There is more to respond to here, but I just want to briefly pick up one aspect of what you write about.

This ‘resonance’ you talk about - how everything, not only physical sounds or physical waves, but also psychological movements, can create a resonance which can be perceived (if one is sensitive enough to perceive it) - reminded me of some of the things K used to say about sound which have always puzzled me.

K used to say that one can hear not only the sound of obvious things like the sea, or the sound of thunder or rain, people’s voices, etc, but also the sound of a tree when the wind has died down, the sound of the tree itself as it were (the sound of its own sap?) - and even the sound of one’s own psychological states, such as the sound of one’s own psychological insecurity!

He talks about it briefly in the following video (length: 4 min, 40 sec)…
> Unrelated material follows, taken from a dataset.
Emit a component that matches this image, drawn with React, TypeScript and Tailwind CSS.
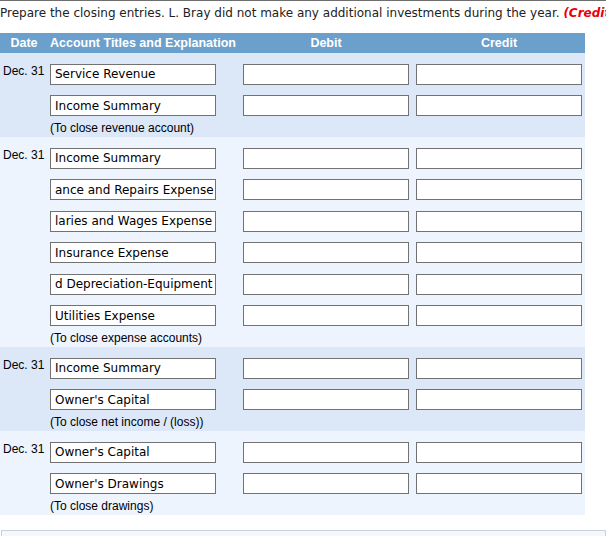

An extract from the video:

Have you ever sat under a tree when the air is very still, quiet, not a leaf dancing? When it is absolutely quiet. Have you ever sat under a tree like that and listened to the sound of the tree? If there was no silence there would be no sound. You don’t understand all this.

So, the sound of insecurity, the sound, makes us seek security because we have never listened to the sound of insecurity. You understand? If you listened to the implications of insecurity, which makes us invent gods, rituals and all that stupid nonsense, if you listen to the whole movement of insecurity then out of that insecurity there comes naturally security.

So I wonder if what you say about sympathy applies here?

That is, this resonance - at some level at least - really seems to imply the non-distinction between the observer and the observed. One feels that the other - whether the ‘other’ is a sound, a piece of music, another person, or one’s own psychological state - is not separate from ourselves. As T.S. Eliot - the American poet - said: “you are the music while the music lasts”.

So, similarly, if we are able to listen to our own confusion, insecurity, lostness or suffering, then this would seem to imply that we are part of that insecurity, we are ‘one’ with it; just as we are part of the music when we listen to it “so deeply that it is not heard at all, but you are the music while the music lasts.”